Rows from a dataset of pages and code
— Start —

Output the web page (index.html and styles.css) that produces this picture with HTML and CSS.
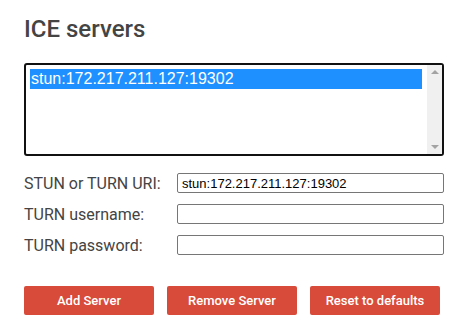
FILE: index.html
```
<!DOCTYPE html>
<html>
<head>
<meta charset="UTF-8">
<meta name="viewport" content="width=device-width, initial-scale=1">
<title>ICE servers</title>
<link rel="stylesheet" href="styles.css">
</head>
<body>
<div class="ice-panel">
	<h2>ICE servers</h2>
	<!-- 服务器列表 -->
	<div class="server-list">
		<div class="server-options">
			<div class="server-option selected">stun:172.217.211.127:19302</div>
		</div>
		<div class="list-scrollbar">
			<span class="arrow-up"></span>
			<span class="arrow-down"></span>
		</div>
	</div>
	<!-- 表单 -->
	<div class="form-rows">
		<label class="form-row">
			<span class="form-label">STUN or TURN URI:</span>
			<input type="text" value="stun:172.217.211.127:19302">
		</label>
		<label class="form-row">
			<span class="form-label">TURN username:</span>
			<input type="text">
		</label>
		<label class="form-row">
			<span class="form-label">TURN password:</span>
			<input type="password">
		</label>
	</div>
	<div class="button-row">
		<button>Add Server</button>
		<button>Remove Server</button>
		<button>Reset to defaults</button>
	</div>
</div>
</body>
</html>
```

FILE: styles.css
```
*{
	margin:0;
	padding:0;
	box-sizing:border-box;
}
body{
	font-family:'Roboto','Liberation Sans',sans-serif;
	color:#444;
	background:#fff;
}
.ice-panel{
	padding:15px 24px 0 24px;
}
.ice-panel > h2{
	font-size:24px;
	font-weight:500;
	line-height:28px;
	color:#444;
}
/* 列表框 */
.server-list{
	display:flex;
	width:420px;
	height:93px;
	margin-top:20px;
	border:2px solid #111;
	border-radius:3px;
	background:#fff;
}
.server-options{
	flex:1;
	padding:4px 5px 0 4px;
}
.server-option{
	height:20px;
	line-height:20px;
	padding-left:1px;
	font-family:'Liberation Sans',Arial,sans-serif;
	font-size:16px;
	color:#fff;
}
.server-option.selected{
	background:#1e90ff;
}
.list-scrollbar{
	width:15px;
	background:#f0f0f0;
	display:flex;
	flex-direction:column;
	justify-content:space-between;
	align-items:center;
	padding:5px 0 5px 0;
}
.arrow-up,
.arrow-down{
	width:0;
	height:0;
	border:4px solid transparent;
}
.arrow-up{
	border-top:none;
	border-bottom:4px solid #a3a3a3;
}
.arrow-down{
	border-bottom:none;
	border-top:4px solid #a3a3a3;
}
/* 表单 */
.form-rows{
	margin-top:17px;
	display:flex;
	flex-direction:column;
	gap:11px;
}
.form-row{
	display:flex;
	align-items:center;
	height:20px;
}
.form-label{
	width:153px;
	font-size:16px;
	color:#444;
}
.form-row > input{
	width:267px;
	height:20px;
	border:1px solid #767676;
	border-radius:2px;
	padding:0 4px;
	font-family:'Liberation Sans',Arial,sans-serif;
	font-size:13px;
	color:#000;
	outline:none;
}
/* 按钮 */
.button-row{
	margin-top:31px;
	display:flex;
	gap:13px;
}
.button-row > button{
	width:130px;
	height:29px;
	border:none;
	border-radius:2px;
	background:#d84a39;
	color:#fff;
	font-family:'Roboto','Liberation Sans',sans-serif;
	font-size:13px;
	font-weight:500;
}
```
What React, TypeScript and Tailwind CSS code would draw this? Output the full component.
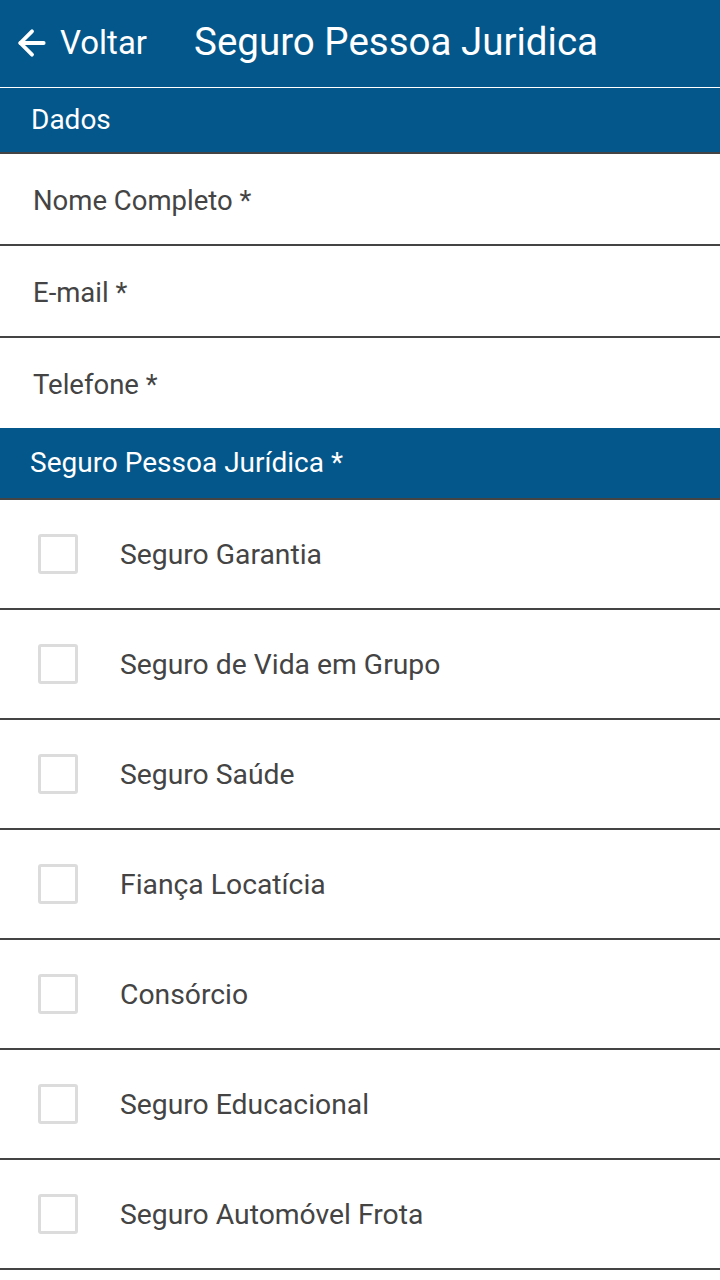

— End —

Written problem: All the records above need to be given again word for word. Skip the pictures.

Response to this task:
Output the web page (index.html and styles.css) that produces this picture with HTML and CSS.
FILE: index.html
```
<!DOCTYPE html>
<html>
<head>
<meta charset="UTF-8">
<meta name="viewport" content="width=device-width, initial-scale=1">
<title>ICE servers</title>
<link rel="stylesheet" href="styles.css">
</head>
<body>
<div class="ice-panel">
	<h2>ICE servers</h2>
	<!-- 服务器列表 -->
	<div class="server-list">
		<div class="server-options">
			<div class="server-option selected">stun:172.217.211.127:19302</div>
		</div>
		<div class="list-scrollbar">
			<span class="arrow-up"></span>
			<span class="arrow-down"></span>
		</div>
	</div>
	<!-- 表单 -->
	<div class="form-rows">
		<label class="form-row">
			<span class="form-label">STUN or TURN URI:</span>
			<input type="text" value="stun:172.217.211.127:19302">
		</label>
		<label class="form-row">
			<span class="form-label">TURN username:</span>
			<input type="text">
		</label>
		<label class="form-row">
			<span class="form-label">TURN password:</span>
			<input type="password">
		</label>
	</div>
	<div class="button-row">
		<button>Add Server</button>
		<button>Remove Server</button>
		<button>Reset to defaults</button>
	</div>
</div>
</body>
</html>
```

FILE: styles.css
```
*{
	margin:0;
	padding:0;
	box-sizing:border-box;
}
body{
	font-family:'Roboto','Liberation Sans',sans-serif;
	color:#444;
	background:#fff;
}
.ice-panel{
	padding:15px 24px 0 24px;
}
.ice-panel > h2{
	font-size:24px;
	font-weight:500;
	line-height:28px;
	color:#444;
}
/* 列表框 */
.server-list{
	display:flex;
	width:420px;
	height:93px;
	margin-top:20px;
	border:2px solid #111;
	border-radius:3px;
	background:#fff;
}
.server-options{
	flex:1;
	padding:4px 5px 0 4px;
}
.server-option{
	height:20px;
	line-height:20px;
	padding-left:1px;
	font-family:'Liberation Sans',Arial,sans-serif;
	font-size:16px;
	color:#fff;
}
.server-option.selected{
	background:#1e90ff;
}
.list-scrollbar{
	width:15px;
	background:#f0f0f0;
	display:flex;
	flex-direction:column;
	justify-content:space-between;
	align-items:center;
	padding:5px 0 5px 0;
}
.arrow-up,
.arrow-down{
	width:0;
	height:0;
	border:4px solid transparent;
}
.arrow-up{
	border-top:none;
	border-bottom:4px solid #a3a3a3;
}
.arrow-down{
	border-bottom:none;
	border-top:4px solid #a3a3a3;
}
/* 表单 */
.form-rows{
	margin-top:17px;
	display:flex;
	flex-direction:column;
	gap:11px;
}
.form-row{
	display:flex;
	align-items:center;
	height:20px;
}
.form-label{
	width:153px;
	font-size:16px;
	color:#444;
}
.form-row > input{
	width:267px;
	height:20px;
	border:1px solid #767676;
	border-radius:2px;
	padding:0 4px;
	font-family:'Liberation Sans',Arial,sans-serif;
	font-size:13px;
	color:#000;
	outline:none;
}
/* 按钮 */
.button-row{
	margin-top:31px;
	display:flex;
	gap:13px;
}
.button-row > button{
	width:130px;
	height:29px;
	border:none;
	border-radius:2px;
	background:#d84a39;
	color:#fff;
	font-family:'Roboto','Liberation Sans',sans-serif;
	font-size:13px;
	font-weight:500;
}
```
What React, TypeScript and Tailwind CSS code would draw this? Output the full component.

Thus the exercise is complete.